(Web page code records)

####################

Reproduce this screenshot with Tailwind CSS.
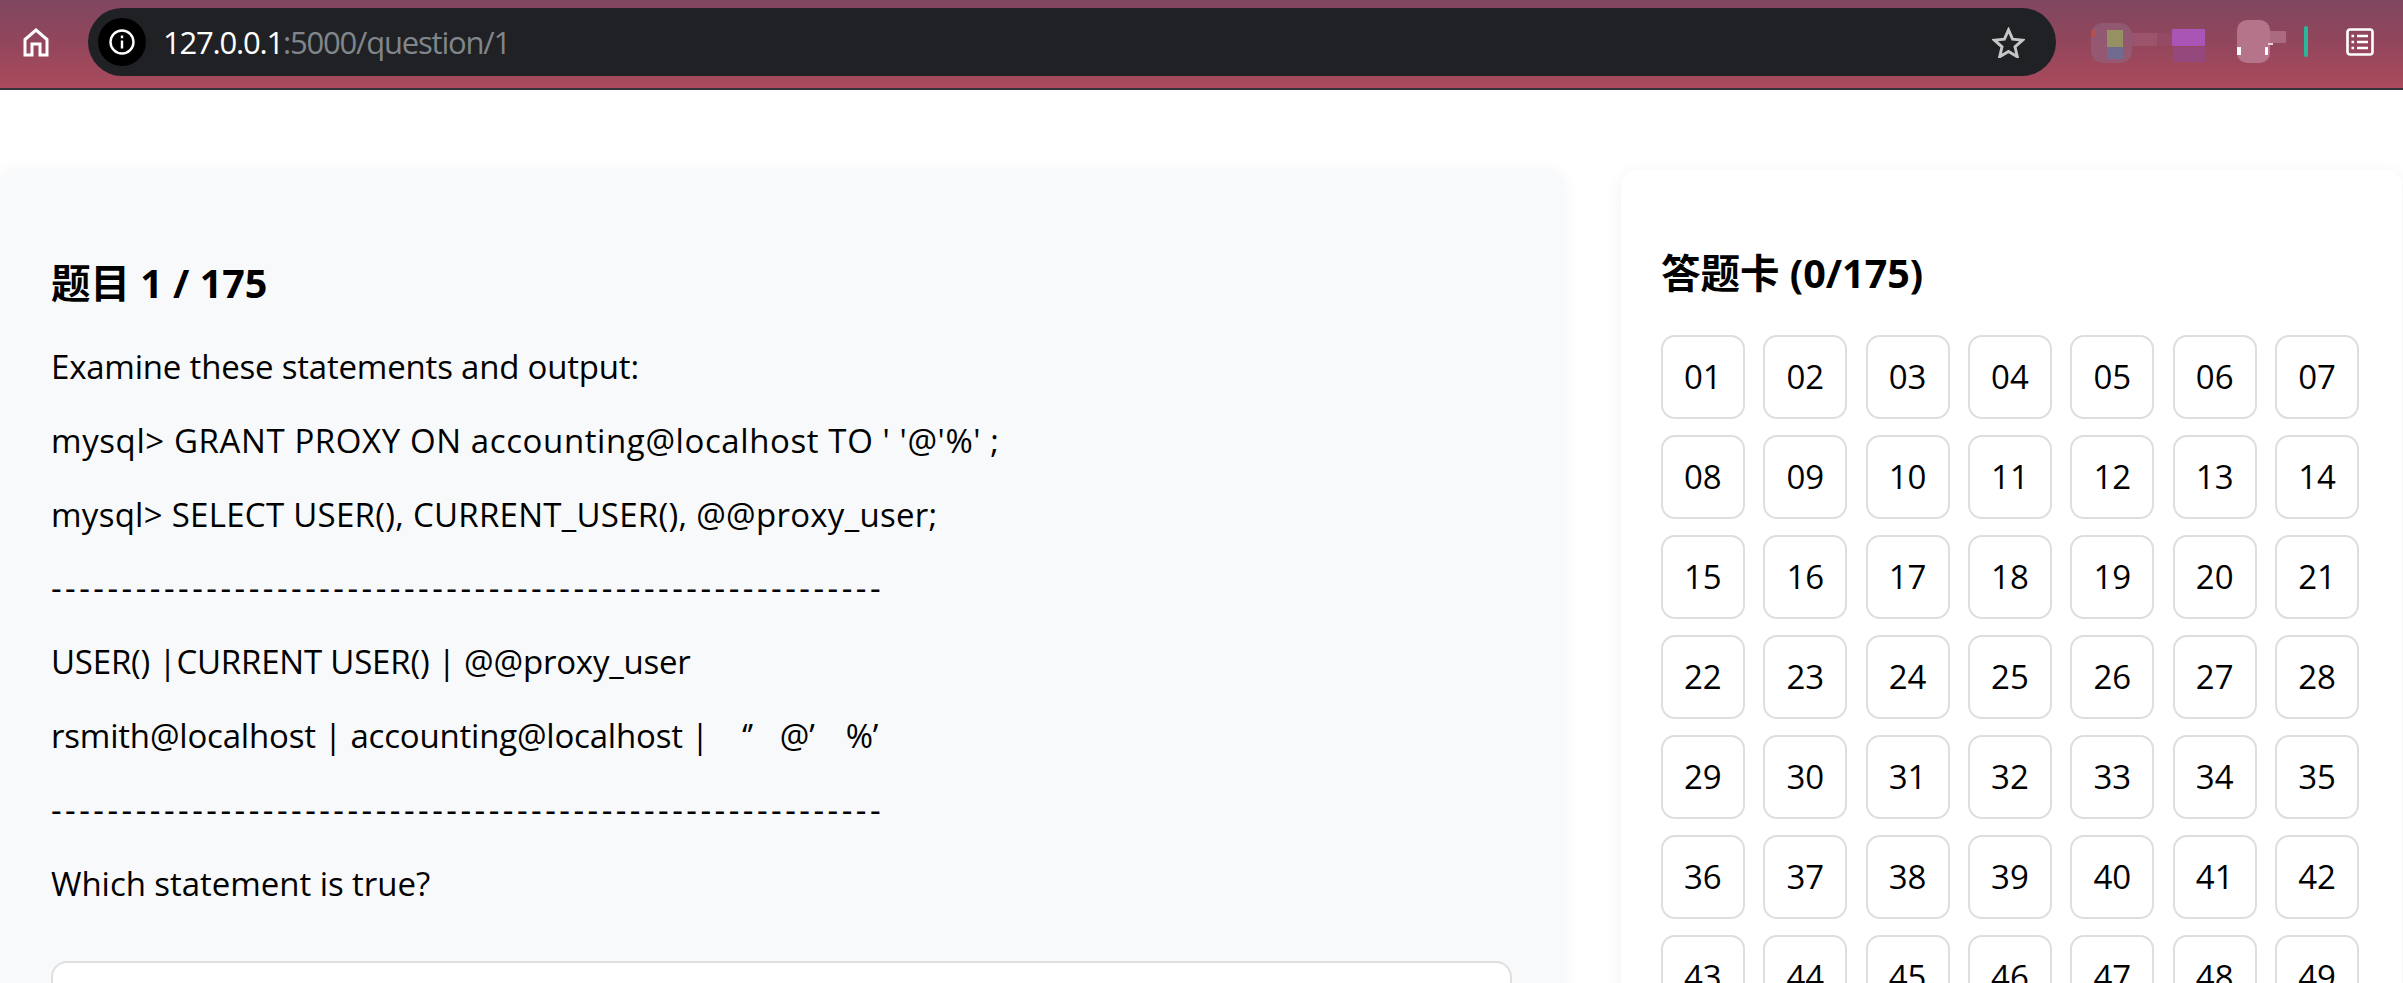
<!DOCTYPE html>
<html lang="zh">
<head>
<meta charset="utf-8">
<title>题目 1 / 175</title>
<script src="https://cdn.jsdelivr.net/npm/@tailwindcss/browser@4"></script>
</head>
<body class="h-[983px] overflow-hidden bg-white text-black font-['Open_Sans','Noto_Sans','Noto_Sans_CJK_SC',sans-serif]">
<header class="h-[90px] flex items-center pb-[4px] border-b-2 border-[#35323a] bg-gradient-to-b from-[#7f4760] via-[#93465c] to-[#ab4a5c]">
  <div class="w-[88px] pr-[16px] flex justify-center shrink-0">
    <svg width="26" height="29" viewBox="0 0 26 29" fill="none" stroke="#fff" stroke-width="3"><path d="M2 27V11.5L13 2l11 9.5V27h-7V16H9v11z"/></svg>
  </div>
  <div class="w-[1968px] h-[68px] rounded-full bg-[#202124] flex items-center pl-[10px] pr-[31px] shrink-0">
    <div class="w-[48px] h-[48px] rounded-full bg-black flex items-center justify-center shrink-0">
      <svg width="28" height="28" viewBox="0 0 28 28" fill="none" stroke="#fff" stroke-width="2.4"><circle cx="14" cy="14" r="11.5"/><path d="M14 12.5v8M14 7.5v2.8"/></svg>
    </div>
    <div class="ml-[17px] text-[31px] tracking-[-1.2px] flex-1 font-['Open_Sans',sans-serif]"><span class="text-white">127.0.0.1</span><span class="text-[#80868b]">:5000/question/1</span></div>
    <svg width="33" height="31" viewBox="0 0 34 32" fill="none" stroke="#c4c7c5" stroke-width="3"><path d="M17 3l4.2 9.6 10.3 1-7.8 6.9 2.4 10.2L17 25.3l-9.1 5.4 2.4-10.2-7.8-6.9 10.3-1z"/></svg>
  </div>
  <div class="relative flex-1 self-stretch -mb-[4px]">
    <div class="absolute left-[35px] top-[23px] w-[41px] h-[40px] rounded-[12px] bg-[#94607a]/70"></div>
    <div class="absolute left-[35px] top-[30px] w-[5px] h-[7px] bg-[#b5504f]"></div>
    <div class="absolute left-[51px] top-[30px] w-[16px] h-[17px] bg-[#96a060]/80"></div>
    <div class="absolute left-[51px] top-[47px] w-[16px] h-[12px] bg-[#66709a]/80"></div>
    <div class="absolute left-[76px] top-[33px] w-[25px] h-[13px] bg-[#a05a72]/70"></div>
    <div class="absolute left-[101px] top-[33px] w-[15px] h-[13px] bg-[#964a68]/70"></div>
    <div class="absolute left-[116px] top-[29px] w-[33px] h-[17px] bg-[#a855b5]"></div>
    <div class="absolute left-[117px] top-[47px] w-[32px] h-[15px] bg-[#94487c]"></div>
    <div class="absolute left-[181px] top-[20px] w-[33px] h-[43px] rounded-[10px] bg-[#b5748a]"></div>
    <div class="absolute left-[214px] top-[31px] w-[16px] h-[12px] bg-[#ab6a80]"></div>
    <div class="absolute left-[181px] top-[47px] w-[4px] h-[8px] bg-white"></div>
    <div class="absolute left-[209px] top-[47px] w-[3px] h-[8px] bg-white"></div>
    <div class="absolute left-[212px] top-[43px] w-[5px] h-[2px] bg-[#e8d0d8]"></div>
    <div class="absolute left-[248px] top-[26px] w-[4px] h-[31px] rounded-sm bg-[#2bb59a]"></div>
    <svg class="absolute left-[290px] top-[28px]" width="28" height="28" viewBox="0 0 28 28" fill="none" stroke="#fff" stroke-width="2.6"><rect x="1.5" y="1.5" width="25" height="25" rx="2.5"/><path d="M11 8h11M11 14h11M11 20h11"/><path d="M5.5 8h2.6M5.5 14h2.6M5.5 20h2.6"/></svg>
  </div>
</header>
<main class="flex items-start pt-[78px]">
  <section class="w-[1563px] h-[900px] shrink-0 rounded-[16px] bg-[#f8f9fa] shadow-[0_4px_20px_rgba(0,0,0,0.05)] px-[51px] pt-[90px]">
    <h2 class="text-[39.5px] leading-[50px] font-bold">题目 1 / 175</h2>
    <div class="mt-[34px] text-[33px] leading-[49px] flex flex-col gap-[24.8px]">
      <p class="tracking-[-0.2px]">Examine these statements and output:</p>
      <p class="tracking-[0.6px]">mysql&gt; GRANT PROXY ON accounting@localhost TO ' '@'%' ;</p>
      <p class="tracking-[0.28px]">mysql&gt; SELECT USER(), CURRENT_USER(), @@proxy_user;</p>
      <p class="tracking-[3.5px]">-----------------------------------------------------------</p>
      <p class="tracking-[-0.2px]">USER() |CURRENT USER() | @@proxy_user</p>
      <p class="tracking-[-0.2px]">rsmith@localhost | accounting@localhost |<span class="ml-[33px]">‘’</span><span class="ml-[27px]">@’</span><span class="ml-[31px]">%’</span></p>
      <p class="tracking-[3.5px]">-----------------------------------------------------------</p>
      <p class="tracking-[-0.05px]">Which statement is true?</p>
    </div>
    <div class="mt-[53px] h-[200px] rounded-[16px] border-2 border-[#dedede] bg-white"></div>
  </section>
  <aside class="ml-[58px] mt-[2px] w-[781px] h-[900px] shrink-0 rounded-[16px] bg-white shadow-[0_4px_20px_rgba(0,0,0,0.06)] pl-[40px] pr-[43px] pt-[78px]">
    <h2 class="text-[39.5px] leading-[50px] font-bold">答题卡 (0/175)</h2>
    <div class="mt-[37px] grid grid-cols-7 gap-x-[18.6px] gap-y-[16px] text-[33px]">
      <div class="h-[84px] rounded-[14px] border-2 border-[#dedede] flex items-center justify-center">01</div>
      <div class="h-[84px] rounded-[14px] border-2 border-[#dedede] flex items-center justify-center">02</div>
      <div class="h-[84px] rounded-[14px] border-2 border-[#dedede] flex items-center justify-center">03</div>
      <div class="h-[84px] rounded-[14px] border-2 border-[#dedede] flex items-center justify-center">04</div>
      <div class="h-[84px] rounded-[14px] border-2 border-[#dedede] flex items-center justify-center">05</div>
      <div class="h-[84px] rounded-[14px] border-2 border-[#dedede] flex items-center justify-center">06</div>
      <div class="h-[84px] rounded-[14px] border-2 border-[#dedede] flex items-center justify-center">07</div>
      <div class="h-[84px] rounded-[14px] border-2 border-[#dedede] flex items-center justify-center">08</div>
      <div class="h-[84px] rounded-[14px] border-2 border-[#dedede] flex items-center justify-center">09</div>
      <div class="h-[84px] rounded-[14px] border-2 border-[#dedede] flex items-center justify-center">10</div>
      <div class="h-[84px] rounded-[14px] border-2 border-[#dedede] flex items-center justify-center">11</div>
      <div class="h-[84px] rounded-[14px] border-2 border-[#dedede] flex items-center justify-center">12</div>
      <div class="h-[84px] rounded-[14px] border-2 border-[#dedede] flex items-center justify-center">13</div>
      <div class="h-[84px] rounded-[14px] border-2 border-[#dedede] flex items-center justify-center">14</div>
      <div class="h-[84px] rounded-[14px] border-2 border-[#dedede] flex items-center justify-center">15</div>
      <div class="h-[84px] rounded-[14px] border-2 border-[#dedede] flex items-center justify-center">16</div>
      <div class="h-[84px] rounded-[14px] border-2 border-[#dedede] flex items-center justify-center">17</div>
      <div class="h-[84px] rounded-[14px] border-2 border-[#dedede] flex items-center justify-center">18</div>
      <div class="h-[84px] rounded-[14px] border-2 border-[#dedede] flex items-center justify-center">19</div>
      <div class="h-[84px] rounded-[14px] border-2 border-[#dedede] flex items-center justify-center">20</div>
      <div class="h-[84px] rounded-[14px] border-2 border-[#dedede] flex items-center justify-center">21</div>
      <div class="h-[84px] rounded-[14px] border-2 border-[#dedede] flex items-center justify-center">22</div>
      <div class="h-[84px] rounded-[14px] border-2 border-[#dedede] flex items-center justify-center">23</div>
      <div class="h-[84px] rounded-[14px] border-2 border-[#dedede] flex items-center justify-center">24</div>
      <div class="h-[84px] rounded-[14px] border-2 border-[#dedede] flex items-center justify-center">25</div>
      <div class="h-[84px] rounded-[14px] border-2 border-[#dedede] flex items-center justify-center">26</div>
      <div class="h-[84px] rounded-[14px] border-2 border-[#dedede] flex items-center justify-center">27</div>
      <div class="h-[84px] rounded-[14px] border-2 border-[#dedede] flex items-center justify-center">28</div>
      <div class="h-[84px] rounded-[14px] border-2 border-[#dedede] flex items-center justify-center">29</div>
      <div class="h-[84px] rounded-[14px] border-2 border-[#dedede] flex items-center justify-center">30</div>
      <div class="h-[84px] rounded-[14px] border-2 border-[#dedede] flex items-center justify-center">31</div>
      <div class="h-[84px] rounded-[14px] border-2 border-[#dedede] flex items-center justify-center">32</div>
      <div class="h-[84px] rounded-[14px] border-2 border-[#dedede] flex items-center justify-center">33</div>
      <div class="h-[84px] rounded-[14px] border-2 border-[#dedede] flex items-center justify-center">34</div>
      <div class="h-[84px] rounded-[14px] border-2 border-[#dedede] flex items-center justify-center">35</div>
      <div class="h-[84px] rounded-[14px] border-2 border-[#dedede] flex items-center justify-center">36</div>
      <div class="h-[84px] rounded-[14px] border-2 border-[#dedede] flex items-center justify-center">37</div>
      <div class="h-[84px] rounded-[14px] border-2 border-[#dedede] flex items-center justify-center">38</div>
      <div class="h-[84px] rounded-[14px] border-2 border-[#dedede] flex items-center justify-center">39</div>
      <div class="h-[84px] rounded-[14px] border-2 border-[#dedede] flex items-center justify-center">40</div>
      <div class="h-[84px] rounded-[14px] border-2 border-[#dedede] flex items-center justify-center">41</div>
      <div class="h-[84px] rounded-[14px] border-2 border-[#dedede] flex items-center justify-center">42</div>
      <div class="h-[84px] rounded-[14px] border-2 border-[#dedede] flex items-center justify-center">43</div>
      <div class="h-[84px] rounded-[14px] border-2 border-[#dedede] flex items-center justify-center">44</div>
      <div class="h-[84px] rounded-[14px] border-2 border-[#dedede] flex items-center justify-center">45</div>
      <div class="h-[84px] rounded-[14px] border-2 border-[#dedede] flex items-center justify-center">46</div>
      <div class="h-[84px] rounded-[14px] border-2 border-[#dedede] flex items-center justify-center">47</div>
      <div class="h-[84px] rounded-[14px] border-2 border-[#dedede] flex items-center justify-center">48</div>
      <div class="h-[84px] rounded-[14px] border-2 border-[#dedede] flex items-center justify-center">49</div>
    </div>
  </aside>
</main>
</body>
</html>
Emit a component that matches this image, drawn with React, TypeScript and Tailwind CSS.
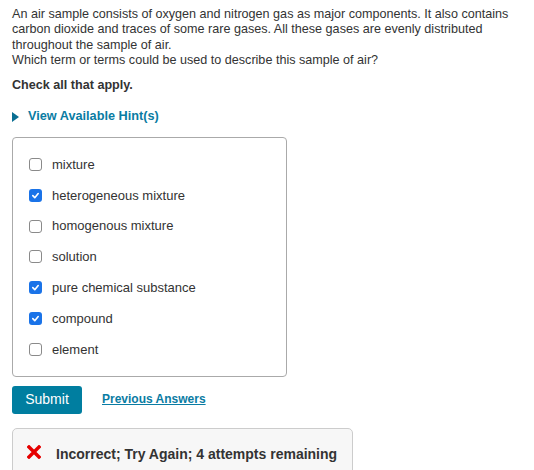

####################

=== Problem to work on ===
All lines holding the word "with" should be picked out and copied.

=== Result below ===
Reproduce this screenshot with Tailwind CSS.
Emit a component that matches this image, drawn with React, TypeScript and Tailwind CSS.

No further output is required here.